NSS was formed in 1920 to produce and distribute movie trailers on behalf of movie studios. As time went on, NSS gradually took over production and distribution of other forms of movie advertising, until in the 1940s, it signed exclusive contracts with all the major movie studios to produce and distribute posters and other paper advertising materials.

During the 1980s, as the design of movie theaters changed from small, individual screens to large multiplexes, the amount of advertising space available for a given movie dropped; as a result, the wide variety of movie poster sizes extant until that time was consolidated down to just the "one-sheet" size. As this greatly reduced the need for a separate organization to control poster distribution, movie studios took back those responsibilities, and NSS shrank.
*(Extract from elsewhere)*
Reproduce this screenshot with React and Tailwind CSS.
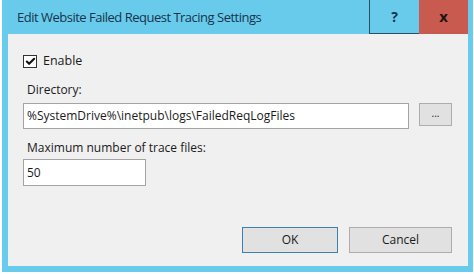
import { Check } from 'lucide-react';

export default function App() {
  return (
    <div className="w-[474px] h-[274px] bg-white overflow-hidden" style={{ fontFamily: '"Open Sans", "Noto Sans", sans-serif' }}>
      <div className="ml-[2px] w-[471px] h-[272px] bg-[#69cbec] flex flex-col">
        {/* Title bar */}
        <div className="h-[34px] flex pr-[5px]">
          <div className="flex-1 pl-[15px] pt-[8px] text-[13px] text-[#17334a] tracking-[-0.5px]">
            Edit Website Failed Request Tracing Settings
          </div>
          <div className="w-[50px] h-[34px] border-l border-b border-[#2c4d63] flex items-center justify-center text-[14px] font-bold text-[#17334a]">?</div>
          <div className="w-[49px] h-[34px] bg-[#c85a4f] flex items-center justify-center text-[15px] font-bold text-[#1e1412] pb-[2px]">x</div>
        </div>

        {/* Body */}
        <div className="flex-1 mx-[6px] mr-[5px] mb-[6px] bg-[#f0f0f0] flex flex-col pl-[15px] text-[12px] text-[#1a1a1a]">
          <div className="flex items-center mt-[20px] h-[14px]">
            <div className="w-[14px] h-[13px] border border-[#333] bg-white flex items-center justify-center">
              <Check size={11} strokeWidth={4.5} className="text-[#111]" />
            </div>
            <span className="ml-[6px] text-[12.5px]">Enable</span>
          </div>

          <div className="mt-[14px] ml-[4px] leading-[16px]">Directory:</div>
          <div className="flex items-start mt-[5px]">
            <div className="w-[386px] h-[26px] bg-white border border-[#a3a3a3] flex items-center pl-[3px]">
              %SystemDrive%\inetpub\logs\FailedReqLogFiles
            </div>
            <div className="ml-[10px] w-[33px] h-[23px] bg-[#e1e1e1] border border-[#adadad] flex items-center justify-center text-[10px] leading-none pb-[3px]">...</div>
          </div>

          <div className="mt-[11px] ml-[4px] leading-[16px]">Maximum number of trace files:</div>
          <div className="mt-[3px] w-[123px] h-[27px] bg-white border border-[#a3a3a3] flex items-center pl-[3px]">50</div>

          <div className="mt-auto mb-[13px] flex justify-end pr-[16px] gap-[11px]">
            <div className="w-[96px] h-[26px] bg-[#e1e1e1] border border-[#3c7fb1] flex items-center justify-center">OK</div>
            <div className="w-[103px] h-[26px] bg-[#e1e1e1] border border-[#adadad] flex items-center justify-center">Cancel</div>
          </div>
        </div>
      </div>
    </div>
  );
}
NSS was eventually bought out by Technicolor, Inc. in September 2000.

[edit] NSS Numbers

As part of its efforts, NSS created and issued "NSS Numbers", allowing NSS to more easily track its inventory of movie advertising material. NSS numbers consisted of from two to four components: a two-digit number representing the year of release, possibly a slash, then a one-to-four digit number designating the release order of the movie in that particular year. If the numbers are preceded by the letter "R", then the poster is from a re-release of the film. One good example is Star Wars; its original release number is "77/21", meaning it was released in the year 1977 and was the 21st movie released that year. Movie posters typically had the number in two places: stamped on the back by NSS, and printed in the lower-right corner. With the demise of National Screen Service in late 2000, movies no longer receive NSS numbers.